REGULATORY
Bahrain’s July 2025 AI policy is steering Middle East energy firms toward human-led, transparent, and accountable tech
18 Dec 2025

Artificial intelligence is creeping into the oilfields of the Middle East. Algorithms now guide drilling, monitor safety and track emissions. Regulators, belatedly, are catching up. In July Bahrain issued a broad policy on the use of AI, signalling that the region’s energy firms will face tighter expectations about how such tools are governed.
Bahrain’s General Policy for the Use of Artificial Intelligence, published on July 27th 2025, applies to all sectors. It stresses ethical use, transparency, data protection and “meaningful human oversight”. Though not aimed at oil and gas, it speaks directly to an industry built on data-heavy automation, where errors can be costly and opaque systems hard to defend.
The message is not hostile to innovation. Rather, it is conditional. AI is welcome so long as firms can explain how it works, document its limits and show who is accountable when it fails. For energy producers this has prompted a reassessment of tools that once ran quietly in the background. Systems used in drilling or safety management are now expected to be auditable and subject to clear oversight.

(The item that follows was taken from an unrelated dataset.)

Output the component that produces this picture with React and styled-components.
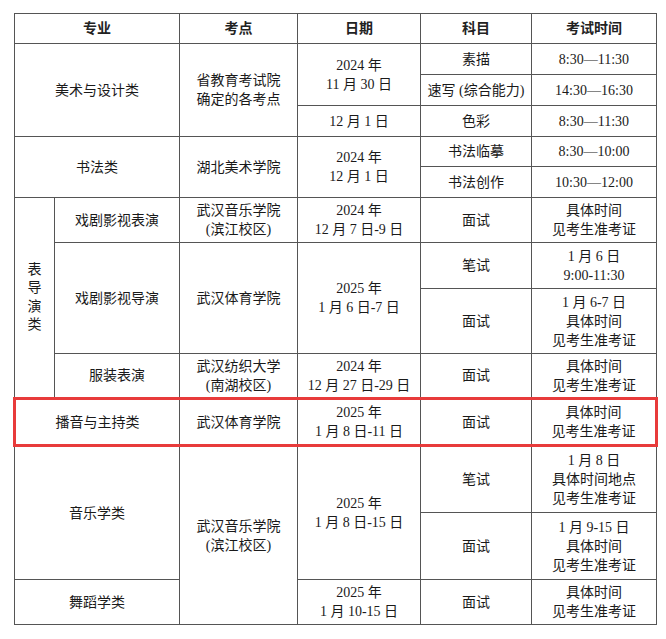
import React from 'react'
import styled, { createGlobalStyle } from 'styled-components'

const GlobalStyle = createGlobalStyle`
    body {
        margin: 0;
        background: #fff;
        font-family: "Liberation Serif", "Noto Sans CJK SC", serif;
    }
`

const Page = styled.div`
    padding: 13px 0 0 13px;
    width: 666px;
    height: 639px;
    box-sizing: border-box;
`

const Table = styled.table`
    border-collapse: collapse;
    table-layout: fixed;
    width: 642px;
    font-size: 14px;
    line-height: 19px;
    color: #1a1a1a;
    border: 1px solid #444;
`

const Row = styled.tr`
    height: ${p => p.$h}px;
`

const HeadCell = styled.th`
    border: 1px solid #555;
    font-weight: 700;
    text-align: center;
    vertical-align: middle;
    padding: 0;
    color: #222;
`

const Cell = styled.td`
    border: 1px solid #555;
    border-left-color: ${p => (p.$light ? '#999' : '#555')};
    text-align: center;
    vertical-align: middle;
    padding: 0 2px;
    white-space: nowrap;
    ${p => p.$hl && `
        border-top: 3px solid #e83b3b;
        border-bottom: 3px solid #e83b3b;
    `}
    ${p => p.$hlLeft && `border-left: 3px solid #e83b3b;`}
    ${p => p.$hlRight && `border-right: 3px solid #e83b3b;`}
`

const Vertical = styled.span`
    display: inline-block;
    width: 1em;
    line-height: 18.5px;
    white-space: normal;
    word-break: break-all;
`

const Lines = ({ children }) => children.map((t, i) => <div key={i}>{t}</div>)

const SEE = ['具体时间', '见考生准考证']

export default function App() {
    return (
        <Page>
            <GlobalStyle />
            <Table>
                <colgroup>
                    <col style={{ width: 40 }} />
                    <col style={{ width: 125 }} />
                    <col style={{ width: 118 }} />
                    <col style={{ width: 123 }} />
                    <col style={{ width: 111 }} />
                    <col style={{ width: 125 }} />
                </colgroup>
                <tbody>
                    <Row $h={30}>
                        <HeadCell colSpan={2}>专业</HeadCell>
                        <HeadCell>考点</HeadCell>
                        <HeadCell>日期</HeadCell>
                        <HeadCell>科目</HeadCell>
                        <HeadCell>考试时间</HeadCell>
                    </Row>

                    <Row $h={31}>
                        <Cell colSpan={2} rowSpan={3}>美术与设计类</Cell>
                        <Cell rowSpan={3}><Lines>{['省教育考试院', '确定的各考点']}</Lines></Cell>
                        <Cell rowSpan={2} $light><Lines>{['2024 年', '11 月 30 日']}</Lines></Cell>
                        <Cell>素描</Cell>
                        <Cell>8:30—11:30</Cell>
                    </Row>
                    <Row $h={31}>
                        <Cell>速写 (综合能力)</Cell>
                        <Cell>14:30—16:30</Cell>
                    </Row>
                    <Row $h={31}>
                        <Cell $light>12 月 1 日</Cell>
                        <Cell>色彩</Cell>
                        <Cell>8:30—11:30</Cell>
                    </Row>

                    <Row $h={30}>
                        <Cell colSpan={2} rowSpan={2}>书法类</Cell>
                        <Cell rowSpan={2}>湖北美术学院</Cell>
                        <Cell rowSpan={2} $light><Lines>{['2024 年', '12 月 1 日']}</Lines></Cell>
                        <Cell>书法临摹</Cell>
                        <Cell>8:30—10:00</Cell>
                    </Row>
                    <Row $h={31}>
                        <Cell>书法创作</Cell>
                        <Cell>10:30—12:00</Cell>
                    </Row>

                    <Row $h={45}>
                        <Cell rowSpan={4}><Vertical>表导演类</Vertical></Cell>
                        <Cell>戏剧影视表演</Cell>
                        <Cell><Lines>{['武汉音乐学院', '(滨江校区)']}</Lines></Cell>
                        <Cell $light><Lines>{['2024 年', '12 月 7 日-9 日']}</Lines></Cell>
                        <Cell>面试</Cell>
                        <Cell><Lines>{SEE}</Lines></Cell>
                    </Row>
                    <Row $h={46}>
                        <Cell rowSpan={2}>戏剧影视导演</Cell>
                        <Cell rowSpan={2}>武汉体育学院</Cell>
                        <Cell rowSpan={2} $light><Lines>{['2025 年', '1 月 6 日-7 日']}</Lines></Cell>
                        <Cell>笔试</Cell>
                        <Cell><Lines>{['1 月 6 日', '9:00-11:30']}</Lines></Cell>
                    </Row>
                    <Row $h={65}>
                        <Cell>面试</Cell>
                        <Cell><Lines>{['1 月 6-7 日', ...SEE]}</Lines></Cell>
                    </Row>
                    <Row $h={45}>
                        <Cell>服装表演</Cell>
                        <Cell><Lines>{['武汉纺织大学', '(南湖校区)']}</Lines></Cell>
                        <Cell $light><Lines>{['2024 年', '12 月 27 日-29 日']}</Lines></Cell>
                        <Cell>面试</Cell>
                        <Cell><Lines>{SEE}</Lines></Cell>
                    </Row>

                    <Row $h={47}>
                        <Cell colSpan={2} $hl $hlLeft>播音与主持类</Cell>
                        <Cell $hl>武汉体育学院</Cell>
                        <Cell $hl $light><Lines>{['2025 年', '1 月 8 日-11 日']}</Lines></Cell>
                        <Cell $hl>面试</Cell>
                        <Cell $hl $hlRight><Lines>{SEE}</Lines></Cell>
                    </Row>

                    <Row $h={67}>
                        <Cell colSpan={2} rowSpan={2}>音乐学类</Cell>
                        <Cell rowSpan={3}><Lines>{['武汉音乐学院', '(滨江校区)']}</Lines></Cell>
                        <Cell rowSpan={2} $light><Lines>{['2025 年', '1 月 8 日-15 日']}</Lines></Cell>
                        <Cell>笔试</Cell>
                        <Cell><Lines>{['1 月 8 日', '具体时间地点', '见考生准考证']}</Lines></Cell>
                    </Row>
                    <Row $h={67}>
                        <Cell>面试</Cell>
                        <Cell><Lines>{['1 月 9-15 日', ...SEE]}</Lines></Cell>
                    </Row>
                    <Row $h={45}>
                        <Cell colSpan={2}>舞蹈学类</Cell>
                        <Cell $light><Lines>{['2025 年', '1 月 10-15 日']}</Lines></Cell>
                        <Cell>面试</Cell>
                        <Cell><Lines>{SEE}</Lines></Cell>
                    </Row>
                </tbody>
            </Table>
        </Page>
    )
}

Across the region executives are watching Bahrain closely. Instead of waiting for rules to bite, many companies are mapping their existing AI systems, tracing data flows and tightening decision controls. This tends to favour fewer experiments and more robust deployments. AI programmes, long scattered across departments, are being pulled into enterprise-wide frameworks.

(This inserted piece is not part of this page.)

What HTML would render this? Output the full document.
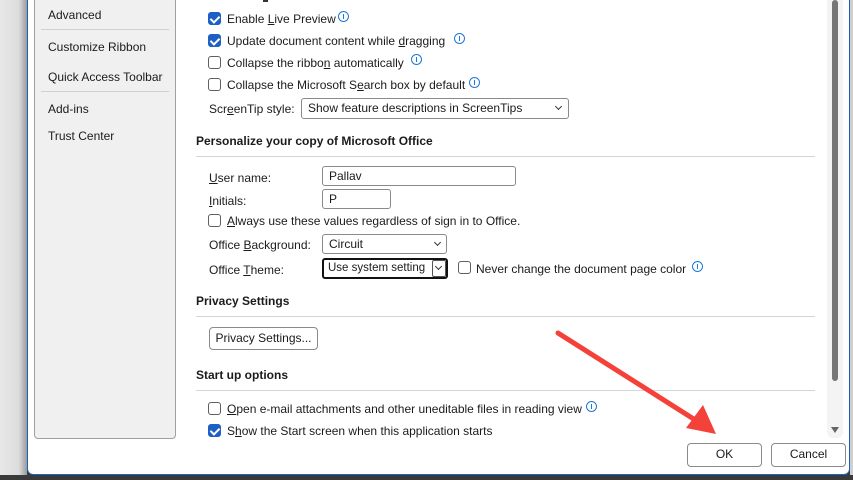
<!DOCTYPE html>
<html><head><style>
*{margin:0;padding:0;box-sizing:border-box}
body{width:853px;height:480px;overflow:hidden;position:relative;background:#3a3a3a;font-family:"Liberation Sans",sans-serif;font-size:12px;color:#1b1b1b}
.abs{position:absolute}
.t{position:absolute;white-space:nowrap;line-height:14px}
.cb{position:absolute;width:13px;height:13px;border:1px solid #5f5f5f;border-radius:3px;background:#fff}
.cb.on{background:#1d5fc4;border-color:#1d5fc4}
.cb.on:after{content:"";position:absolute;left:3px;top:1px;width:4px;height:7px;border:solid #fff;border-width:0 2px 2px 0;transform:rotate(45deg)}
.info{position:absolute;width:11px;height:11px;border:1.3px solid #1e78d8;border-radius:50%}
.info:after{content:"";position:absolute;left:3.5px;top:2px;width:1.5px;height:5px;background:#1e78d8}
.box{position:absolute;border:1px solid #8a8a8a;border-radius:3px;background:#fff;padding-left:6px;line-height:18px}
.chev{position:absolute;width:5px;height:5px;border:solid #333;border-width:0 1.3px 1.3px 0;transform:rotate(45deg)}
.h{position:absolute;font-weight:bold;white-space:nowrap}
.line{position:absolute;height:1px;background:#d5d5d5}
.btn{position:absolute;border:1px solid #8a8a8a;border-radius:4px;background:#fff;text-align:center;line-height:21px}
u{text-decoration:underline}
</style></head><body>
<div class="abs" style="left:0;top:0;width:27px;height:475px;background:linear-gradient(to right,#e8e8e8,#dcdcdc 70%,#9a9a9a)"></div>
<div class="abs" style="left:27px;top:-5px;width:823px;height:480px;background:#fff;border:1px solid #1f5fbf;border-radius:6px"></div>
<div class="abs" style="left:850px;top:0;width:3px;height:475px;background:#cfcfcf"></div>
<div class="abs" style="left:0;top:475px;width:853px;height:5px;background:#3a3a3a"></div>
<div class="abs" style="left:263px;top:0;width:5px;height:2px;background:#333"></div>
<!-- nav -->
<div class="abs" style="left:34px;top:-5px;width:142px;height:444px;background:#f0f0f0;border:1px solid #a0a0a0;border-radius:4px"></div>
<div class="t" style="left:48px;top:8px">Advanced</div>
<div class="line" style="left:41px;top:29px;width:128px;background:#d0d0d0"></div>
<div class="t" style="left:48px;top:40px">Customize Ribbon</div>
<div class="t" style="left:48px;top:70px">Quick Access Toolbar</div>
<div class="line" style="left:41px;top:91px;width:128px;background:#d0d0d0"></div>
<div class="t" style="left:48px;top:102px">Add-ins</div>
<div class="t" style="left:48px;top:129px">Trust Center</div>
<!-- scrollbar -->
<div class="abs" style="left:827px;top:0;width:16px;height:438px;background:#f4f4f4;border-radius:0 0 6px 6px"></div>
<div class="abs" style="left:832px;top:0;width:6px;height:381px;background:#777;border-radius:3px"></div>
<div class="abs" style="left:831px;top:427px;width:0;height:0;border-left:4px solid transparent;border-right:4px solid transparent;border-top:6px solid #666"></div>
<!-- options -->
<div class="cb on" style="left:208px;top:12px"></div><div class="t" style="left:227px;top:12px">Enable <u>L</u>ive Preview</div><div class="info" style="left:338px;top:11px"></div>
<div class="cb on" style="left:208px;top:34px"></div><div class="t" style="left:227px;top:34px">Update document content while <u>d</u>ragging</div><div class="info" style="left:454px;top:33px"></div>
<div class="cb" style="left:208px;top:56px"></div><div class="t" style="left:227px;top:56px">Collapse the ribbo<u>n</u> automatically</div><div class="info" style="left:411px;top:54px"></div>
<div class="cb" style="left:208px;top:78px"></div><div class="t" style="left:227px;top:78px">Collapse the Microsoft S<u>e</u>arch box by default</div><div class="info" style="left:469px;top:77px"></div>
<div class="t" style="left:209px;top:102px">Scr<u>e</u>enTip style:</div>
<div class="box" style="left:301px;top:98px;width:268px;height:21px">Show feature descriptions in ScreenTips</div><div class="chev" style="left:556px;top:104px"></div>
<div class="h" style="left:196px;top:134px">Personalize your copy of Microsoft Office</div>
<div class="line" style="left:196px;top:156px;width:619px"></div>
<div class="t" style="left:209px;top:171px"><u>U</u>ser name:</div>
<div class="box" style="left:322px;top:166px;width:194px;height:20px">Pallav</div>
<div class="t" style="left:209px;top:194px"><u>I</u>nitials:</div>
<div class="box" style="left:322px;top:189px;width:69px;height:20px">P</div>
<div class="cb" style="left:208px;top:214px"></div><div class="t" style="left:227px;top:214px"><u>A</u>lways use these values regardless of sign in to Office.</div>
<div class="t" style="left:209px;top:238px">Office <u>B</u>ackground:</div>
<div class="box" style="left:322px;top:234px;width:125px;height:20px">Circuit</div><div class="chev" style="left:435px;top:240px"></div>
<div class="t" style="left:209px;top:263px">Office <u>T</u>heme:</div>
<div class="box" style="left:322px;top:258px;width:126px;height:21px;border:2px solid #111;line-height:17px;padding-left:4px;font-size:11.5px">Use system setting</div>
<div class="abs" style="left:432px;top:260px;width:14px;height:17px;border:1px solid #555;border-radius:2px;background:#fff"></div><div class="chev" style="left:436px;top:264px"></div>
<div class="cb" style="left:458px;top:261px"></div><div class="t" style="left:476px;top:262px">Never change the document page color</div><div class="info" style="left:692px;top:261px"></div>
<div class="h" style="left:196px;top:294px">Privacy Settings</div>
<div class="line" style="left:196px;top:316px;width:619px"></div>
<div class="btn" style="left:209px;top:327px;width:109px;height:23px">Privacy Settings...</div>
<div class="h" style="left:196px;top:368px">Start up options</div>
<div class="line" style="left:196px;top:390px;width:619px"></div>
<div class="cb" style="left:208px;top:402px"></div><div class="t" style="left:227px;top:402px"><u>O</u>pen e-mail attachments and other uneditable files in reading view</div><div class="info" style="left:586px;top:401px"></div>
<div class="cb on" style="left:208px;top:424px"></div><div class="t" style="left:227px;top:424px">S<u>h</u>ow the Start screen when this application starts</div>
<div class="btn" style="left:687px;top:443px;width:75px;height:24px">OK</div>
<div class="btn" style="left:771px;top:443px;width:75px;height:24px">Cancel</div>
<svg class="abs" style="left:0;top:0" width="853" height="480">
<line x1="558" y1="333" x2="700" y2="423" stroke="#f4413a" stroke-width="5" stroke-linecap="round"/>
<polygon points="716,434 686,428 703,405" fill="#f4413a"/>
</svg>
</body></html>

Suppliers are adapting too. Technology firms are adding governance and monitoring features to their platforms, hoping to ease compliance without slowing operations. Responsibility, in this view, is shared along the value chain, not dumped on the operator alone.
Investment patterns are shifting as a result. Companies are favouring AI that improves safety, reliability or environmental performance, such as predictive maintenance or emissions tracking. Riskier automation, especially where decision-making is hard to explain, faces tougher scrutiny. The result is a narrower but sturdier pipeline of projects.
None of this is painless. Applying abstract principles to complex industrial systems takes time, training and organisational change. Regulators have hinted at a proportional approach, focusing on higher-risk uses rather than blanket bans.
Even so, Bahrain’s policy is widely seen as a sign of things to come. As similar frameworks emerge, oil and gas firms that marry innovation with firm governance may discover that responsible AI is not just a compliance chore, but a competitive edge.